We have assumed the probabilities given by $P$ are fixed, meaning we have described a homogeneous Markov chain.

Markov kernel

The kernel $P$ is called the Markov (transition) kernel or probability kernel. Assuming a countable state space $\mathbb{X}$, we can reference any probability value of the kernel $P$ with two variables $x,y\in\mathbb{X}$. If we assume a finite state space $\mathbb{X}$, then the kernel $P$ becomes a regular matrix taught in linear algebra. An infinite but countable state space gives an infinite matrix $P$. The rows of the kernel matrix $P$ must add up to one, because each row is a probability measure.

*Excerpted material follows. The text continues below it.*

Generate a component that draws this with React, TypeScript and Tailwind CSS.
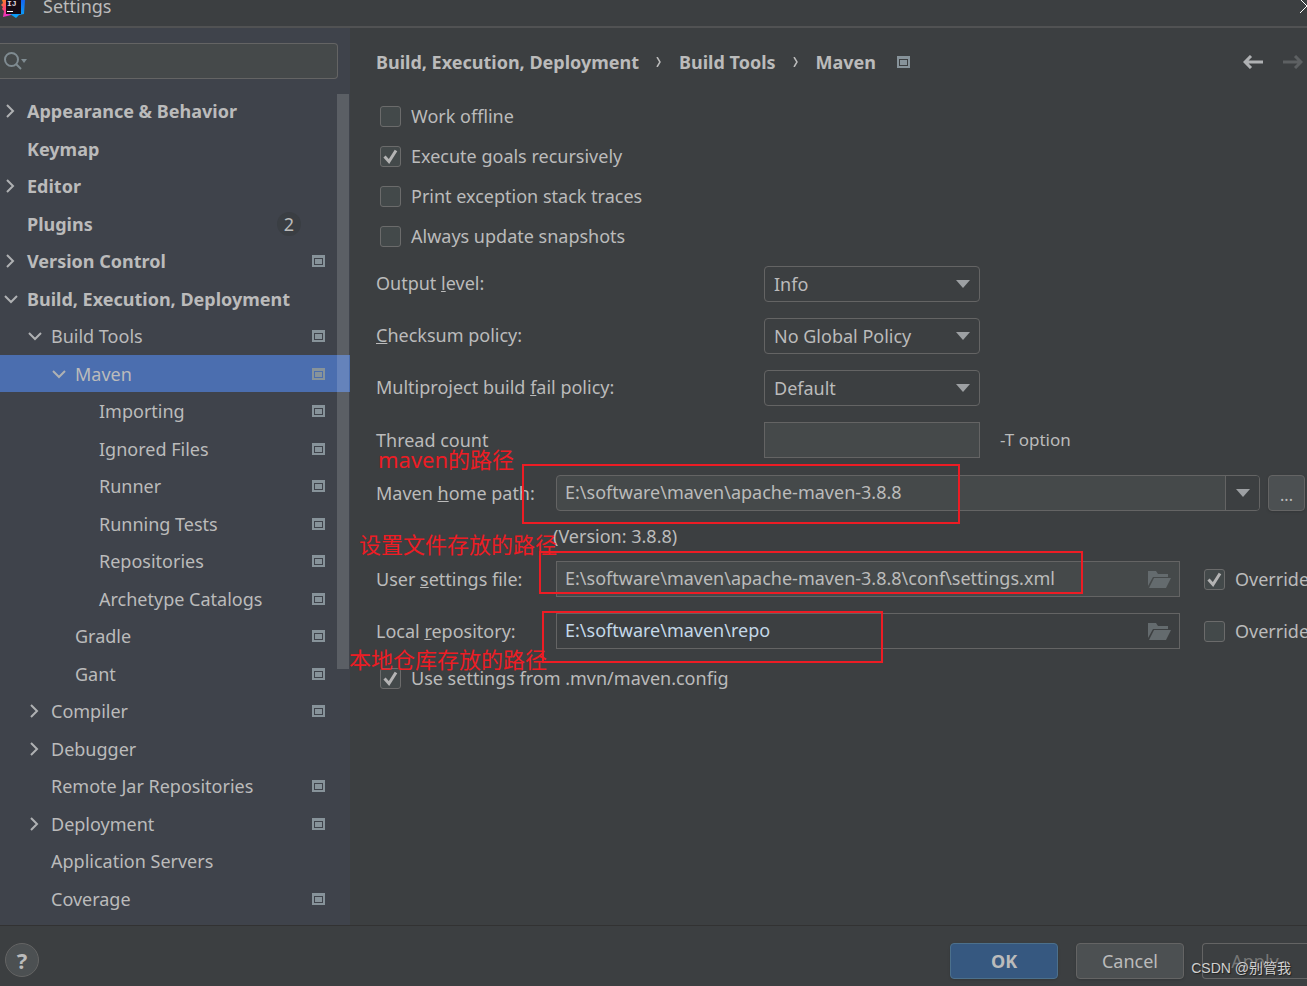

A more general space, such as Euclidean space $\mathbb{R}^n$, results in a more general kernel with respect to a suitable measure. In this setting, $P(x,·)$ is no longer a probability mass function, but a general probability measure.

Initial distribution

At time $t=0$ we describe the random initial configuration of a Markov process with a probability distribution $\mu_0$. For a finite or countable Markov chain, this initial distribution $\mu_0$ corresponds to a probability mass function encoded as a row vector.

Jumping from $x$ to $y$

The probability distribution $\mu_0$ gives the probability of starting in state (or at point) $x\in\mathbb{X}$. After one time step, we can write down the probability distribution $\mu_1$ that gives us the different probabilities of the Markov chain being at different states. At $n=1$, basic matrix algebra and probability rules give us the matrix equation

$$\mu_1=\mu_0 P$$

By induction, after $t$ time steps we have the expression

$$\mu_n=\mu_0 P^n\,.$$

where the superscript $n$ denotes matrix power. We can write the $n$-time step kernel as $P_{(n)}$, which for a finite Markov chain is given by the matrix equation $P_{(n)}=P^n$.

Seeing how $P_{(n)}$ behaves as $n$ approaches infinity forms part of work that studies the convergence and ergodicity properties of Markov chains. I’ll make these concepts clearer below. But first I’ll give some conditions that are typically needed.

Regularity conditions

A Markov chain with a countable state space needs some conditions to ensure convergence and ergodicity.

Regularity conditions

A stationary distribution $\pi$

Aperiodicity

Irreducibility

Postive recurrence

The nature of the state space and the kernel will dictate these conditions. These conditions are also not necessarily logically distinct. For example, on a finite state space, you’ll get positive recurrence for free, because an aperiodic, irreducible Markov chain with a finite state space is always positive recurrent.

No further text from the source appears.